TEMPO Interaktif, Jakarta - Anggota Komisi Perhubungan Dewan Perwakilan Rakyat mempertanyakan validitas kapal Lagoon 500 jenis catamaran seharga Rp 14,34 miliar milik Kementerian Kelautan dan Perikanan sebagai barang kepunyaan negara.
Anggota Komisi dari Fraksi Demokrasi Indonesia Perjuangan, Sudin, mempertanyakan apakah kapal jenis Catamaran ini benar milik negara. “Kalau benar milik negara, kenapa sampai minggu lalu belum memiliki nomor lambung?”
Sudin menambahkan jika Lagoon 500 benar milik negara, seharusnya sudah memiliki nomor lambung sehingga tidak akan kena pajak pertambahan nilai sebesar 11,5 persen. Penambahan aksesoris sebesar Rp 4 miliar juga berpotensi kena PPN-BM (PPN Barang Mewah) sebesar 52 persen.
Nomor lambung merupakan serial nomor identifikasi yang diberikan kepada perahu atau kapal. Angka yang lebih rendah menyiratkan kapal yang lebih tua. Penggunaan yang tepat bervariasi menurut negara dan jenis. Di Amerika Serikat, nomor lambung diberikan kepada kapal ketika dibangun.
Hal tersebut merupakan bagian dari lambung nomor identifikasi yang unik mengidentifikasi kapal dan harus secara permanen ditempelkan pada lambung dalam setidaknya dua tempat. Selain itu, nomor identifikasi lambung dapat dinyatakan pada judul, pendaftaran, dan dokumen asuransi.
Menurut dia, pembelian kapal ini tidak ada dalam anggaran. “Adanya dana untuk memperbaiki kapal-kapal perusak yang nantinya untuk para nelayan,” ucap dia. Sudin menyatakan kalau kebutuhan itu adalah kapal patroli, PT PAL sudah bisa membuatnya. "Dengan dana Rp 1 miliar sudah dapat kapal yang sangat bagus,” tutur dia.
Pembelian kapal tersebut dinilai melanggar Undang-Undang Nomor 17 Tahun 2003 tentang Keuangan.
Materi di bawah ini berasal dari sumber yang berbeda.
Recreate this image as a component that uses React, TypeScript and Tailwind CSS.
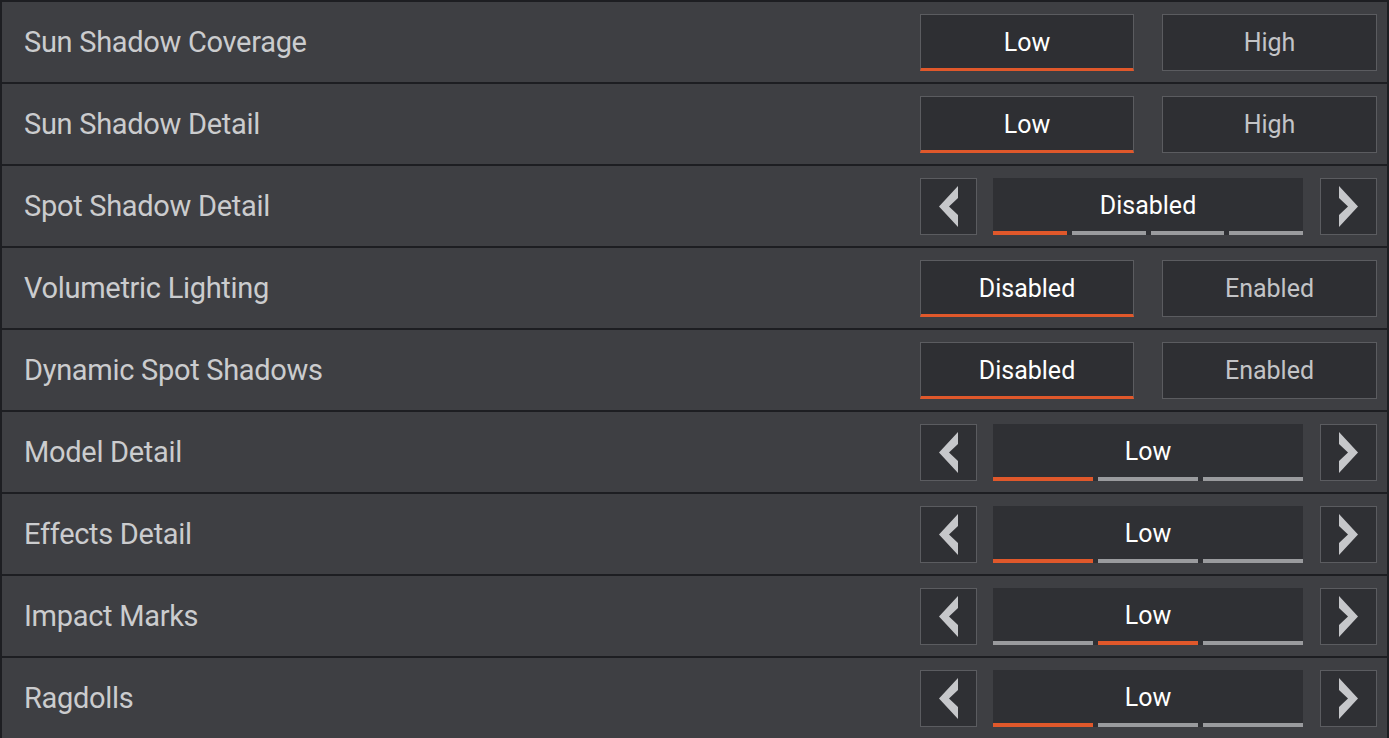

Selain itu, setelah tender selesai pada November tahun lalu, Kementerian Kelautan semestinya wajib segera berkoordinasi dengan Komisi Perhubungan. Soal pernyataan kapal ini merupakan pesanan juga diragukan. “Kalau memang pesanan, cepat sekali datangnya. Baru dua bulan sudah sampai Batam,” katanya.
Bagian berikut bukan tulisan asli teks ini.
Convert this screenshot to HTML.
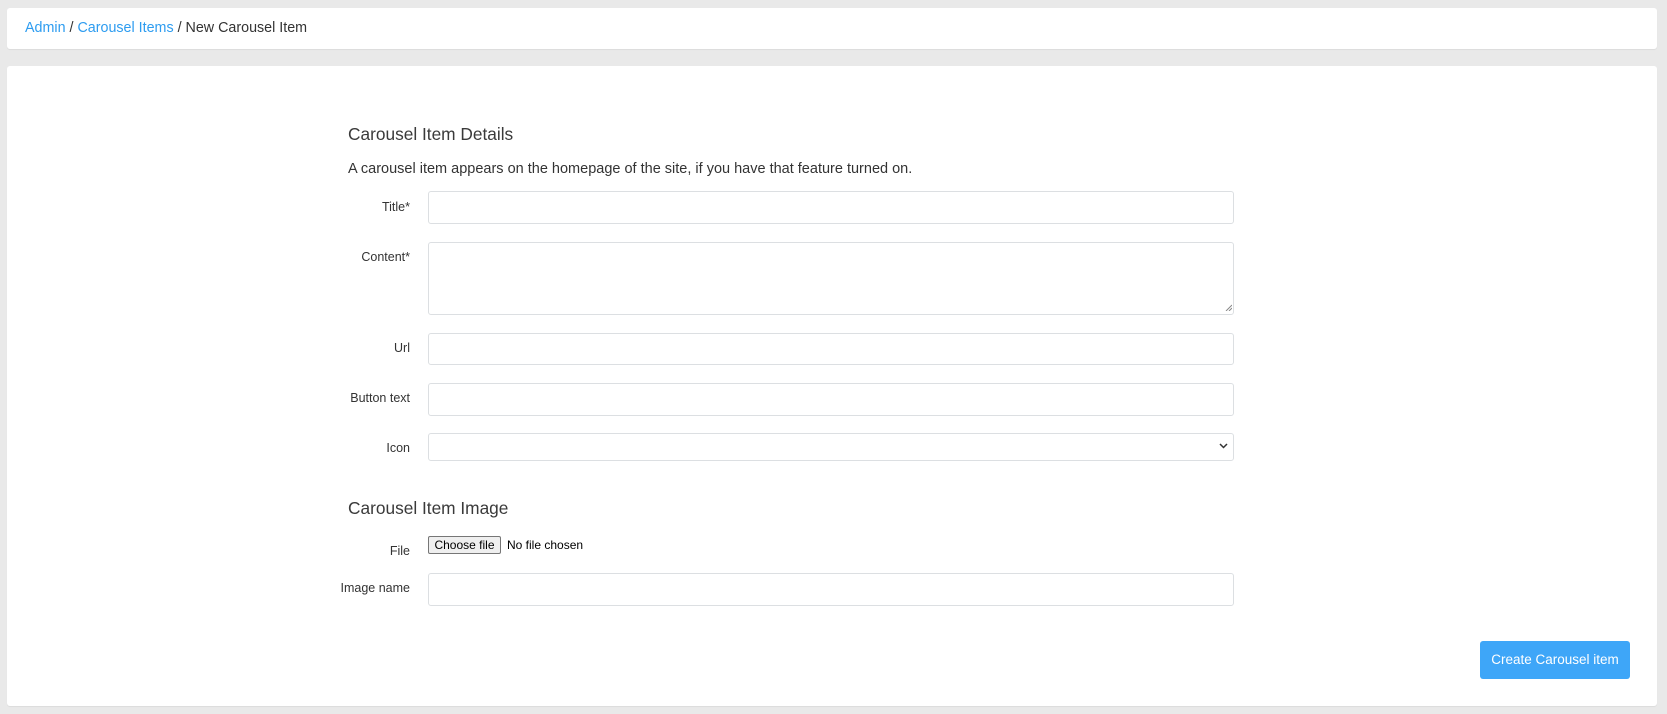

Anggota Komisi dari Fraksi Golongan Karya, Anton Sihombing, menambahkan kalau enggan dinilai sebagai barang mewah, seharusnya Kementerian perlu melakukan sosialisasi yang benar. “Kapal ini bisa dipakai untuk membawa para pejabat dalam dan luar negeri untuk menyadari keindahan laut Indonesia,” katanya.